● PROBLEM DESCRIPTION
Reproduce all of the data below without alteration; exclude every picture.

● COLLECTED DATA
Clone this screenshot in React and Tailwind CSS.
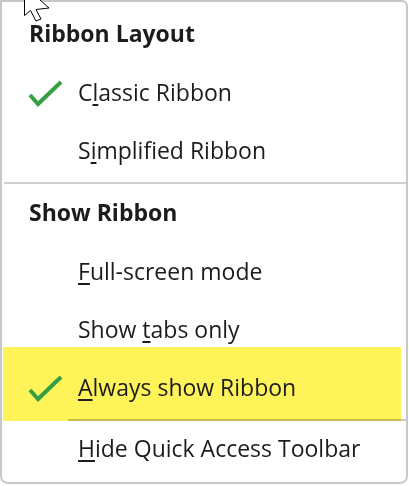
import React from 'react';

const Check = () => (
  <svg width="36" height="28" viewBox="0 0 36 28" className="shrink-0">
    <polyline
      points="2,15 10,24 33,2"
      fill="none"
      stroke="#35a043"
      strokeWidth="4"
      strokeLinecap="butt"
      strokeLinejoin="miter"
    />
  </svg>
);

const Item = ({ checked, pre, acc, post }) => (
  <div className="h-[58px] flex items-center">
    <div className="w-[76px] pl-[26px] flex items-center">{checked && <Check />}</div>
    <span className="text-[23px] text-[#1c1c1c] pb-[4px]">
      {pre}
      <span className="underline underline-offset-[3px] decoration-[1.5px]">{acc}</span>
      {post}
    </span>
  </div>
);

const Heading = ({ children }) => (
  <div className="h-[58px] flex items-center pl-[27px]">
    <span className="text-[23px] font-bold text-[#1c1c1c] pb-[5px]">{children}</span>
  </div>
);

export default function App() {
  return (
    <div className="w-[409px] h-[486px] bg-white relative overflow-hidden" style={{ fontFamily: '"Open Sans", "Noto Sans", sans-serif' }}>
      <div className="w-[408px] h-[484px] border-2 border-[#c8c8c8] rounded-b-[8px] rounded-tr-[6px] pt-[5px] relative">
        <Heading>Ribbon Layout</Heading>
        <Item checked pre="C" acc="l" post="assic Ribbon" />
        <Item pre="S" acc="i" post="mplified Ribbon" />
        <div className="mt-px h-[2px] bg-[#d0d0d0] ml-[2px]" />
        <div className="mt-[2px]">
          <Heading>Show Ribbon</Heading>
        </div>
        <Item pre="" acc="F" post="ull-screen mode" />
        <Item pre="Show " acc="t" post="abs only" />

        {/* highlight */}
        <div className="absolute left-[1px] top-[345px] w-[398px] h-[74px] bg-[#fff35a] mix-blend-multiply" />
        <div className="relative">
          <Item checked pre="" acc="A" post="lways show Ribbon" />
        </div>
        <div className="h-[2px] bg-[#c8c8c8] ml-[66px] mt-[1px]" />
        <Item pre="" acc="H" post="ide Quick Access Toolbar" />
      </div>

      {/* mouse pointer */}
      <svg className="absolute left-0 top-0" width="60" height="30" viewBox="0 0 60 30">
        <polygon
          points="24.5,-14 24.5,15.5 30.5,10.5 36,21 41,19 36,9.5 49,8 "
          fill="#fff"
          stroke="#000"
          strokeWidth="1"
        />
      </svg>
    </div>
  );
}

● EXERCISE RESULT
Clone this screenshot in React and Tailwind CSS.
import React from 'react';

const Check = () => (
  <svg width="36" height="28" viewBox="0 0 36 28" className="shrink-0">
    <polyline
      points="2,15 10,24 33,2"
      fill="none"
      stroke="#35a043"
      strokeWidth="4"
      strokeLinecap="butt"
      strokeLinejoin="miter"
    />
  </svg>
);

const Item = ({ checked, pre, acc, post }) => (
  <div className="h-[58px] flex items-center">
    <div className="w-[76px] pl-[26px] flex items-center">{checked && <Check />}</div>
    <span className="text-[23px] text-[#1c1c1c] pb-[4px]">
      {pre}
      <span className="underline underline-offset-[3px] decoration-[1.5px]">{acc}</span>
      {post}
    </span>
  </div>
);

const Heading = ({ children }) => (
  <div className="h-[58px] flex items-center pl-[27px]">
    <span className="text-[23px] font-bold text-[#1c1c1c] pb-[5px]">{children}</span>
  </div>
);

export default function App() {
  return (
    <div className="w-[409px] h-[486px] bg-white relative overflow-hidden" style={{ fontFamily: '"Open Sans", "Noto Sans", sans-serif' }}>
      <div className="w-[408px] h-[484px] border-2 border-[#c8c8c8] rounded-b-[8px] rounded-tr-[6px] pt-[5px] relative">
        <Heading>Ribbon Layout</Heading>
        <Item checked pre="C" acc="l" post="assic Ribbon" />
        <Item pre="S" acc="i" post="mplified Ribbon" />
        <div className="mt-px h-[2px] bg-[#d0d0d0] ml-[2px]" />
        <div className="mt-[2px]">
          <Heading>Show Ribbon</Heading>
        </div>
        <Item pre="" acc="F" post="ull-screen mode" />
        <Item pre="Show " acc="t" post="abs only" />

        {/* highlight */}
        <div className="absolute left-[1px] top-[345px] w-[398px] h-[74px] bg-[#fff35a] mix-blend-multiply" />
        <div className="relative">
          <Item checked pre="" acc="A" post="lways show Ribbon" />
        </div>
        <div className="h-[2px] bg-[#c8c8c8] ml-[66px] mt-[1px]" />
        <Item pre="" acc="H" post="ide Quick Access Toolbar" />
      </div>

      {/* mouse pointer */}
      <svg className="absolute left-0 top-0" width="60" height="30" viewBox="0 0 60 30">
        <polygon
          points="24.5,-14 24.5,15.5 30.5,10.5 36,21 41,19 36,9.5 49,8 "
          fill="#fff"
          stroke="#000"
          strokeWidth="1"
        />
      </svg>
    </div>
  );
}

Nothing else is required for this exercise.